Smart move

Apple’s design for its recently announced iPhone surpasses expectations with its intuitive user interface and attention to detail. But will it take over the smart-phone market? Mark Delaney says rivals could find it very hard to compete

‘We are going to make some history together today,’ said Steve Jobs, chief executive of Apple, as he opened his keynote address at the Macworld conference in San Francisco last week. Alongside the announcement of Apple TV, a device that allows you to stream media from your computer to your TV, Jobs finally brought almost three years of speculation to an end with the announcement of the iPhone. While many had assumed that the long-awaited product would amount to little more than an iPod with basic calls and texting functionality, Apple has confounded its critics by choosing to tackle the most complex type of converged mobile digital technology – the smart phone.

Running a lighter version of the Apple system software OS X, the iPhone is the first product to offer desktop class applications and networking in a mobile device. Alongside simple voice and texting capability, a two-megapixel camera and built-in Wi-Fi capability, it is also an iPod. Due to be launched in the US on the Cingular network in June, the iPhone will retail for $499 (£256) for 4GB and $599 (£307) for 8GB. Europe will follow at the end of the year, with an Asian launch planned for early 2008, but pricing and network details are yet to be announced. Initial hopes for the iPhone are relatively modest. The company expects to sell about ten million units in 2008, or about 1 per cent of the market. But the prediction is that the smart phone is just Apple’s first entry into the mobile arena, with more to come.

Back in 2000, when asked by Business Week magazine if Apple would stray into new markets, Jobs said it was possible, but not as far as the mobile phone market – plenty of huge players already had that industry wrapped up. Soon Motorola, Samsung, Nokia, RIM (Blackberry) and Palm might be wishing Jobs had kept that promise.

Modern smart phones are complex devices – above and beyond phone calls, they allow the user to potentially do Web browsing, contact management, games, music playback, photographs and video. But they do it badly – forcing the user to press lots of tiny buttons to navigate the menu structure via a small screen.

With the iPhone, Apple has looked at the total mobile phone experience in minute detail, identifying problems and erasing them one by one. Jobs’ team understood that to make this product a success, they didn’t need to add lots of new functionality, they needed to pay attention to the basics, to create something that is small, beautiful and useful. In product design terms, the handset is everything we expect from Apple. Jonathan Ive and his team have created an elegant, sleek, minimal design, which will reveal a host of delightful details once we handle the actual product. However, in the case of the iPhone, the product design plays second fiddle to the stunning interface design.
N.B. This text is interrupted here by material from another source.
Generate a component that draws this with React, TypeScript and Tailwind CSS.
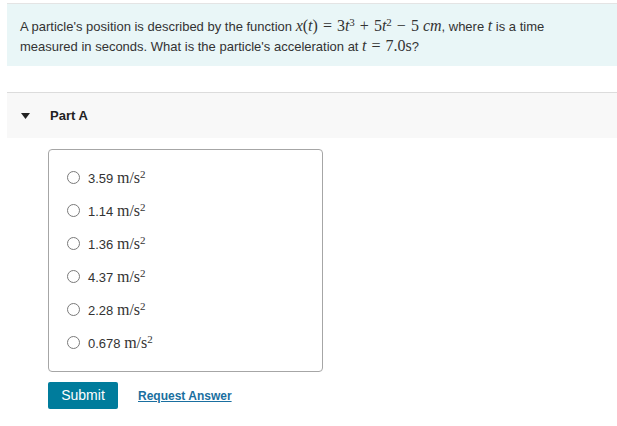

Jobs realised that by getting rid of the hard-keys and using touch-screen technology, Apple could deliver a better interface solution – big, friendly icons replace fiddly keys, while a context-aware, graphical user interface guides the user through even the most complex tasks. More than two years in development, the ‘multi-touch’ interface is described by Apple as the most revolutionary breakthrough since the mouse. The user navigates by using their finger to slide and press virtual keys. More impressively, image-based data, like Web pages and photographs, are easily manipulated via a number of intuitive, gestural interfaces. To zoom into an image, simply make a pinching motion on the screen with two fingers. To reposition an image, use one finger to drag it around. The interface is tied together with Apple’s trademark attention to detail – transitions and data presentation are beautifully resolved without overpowering the simplicity of the concept, making the interface both functional and emotionally engaging.

On their own, none of the iPhone ideas are radically new – this kind of thinking has been around for many years. But the fact that Apple has been able to develop the ideas into a fully realised product and bring them to market shows how far advanced its corporate commitment to innovation and design is, compared to its competitors.

Industry reaction to the announcement was immediate and overwhelmingly positive. Hours after the announcement, Apple shares rocketed just as shares of other smart-phone makers plunged. It seems Jobs may well have just presided over the fourth major game-changing product of his career. After the Apple II, the Macintosh and the iPod, the iPhone may well be the next Apple product that, in the words of the man himself, ‘comes along [and] changes everything’.

Rivals have six months to respond, but it is unlikely they will have anything that can remotely compete. iPhone OS X opens the doors to Apple moving into many different arenas, and the name change from Apple Computer to Apple sends a very strong signal. Sony, Panasonic, and Samsung – Apple is coming for you.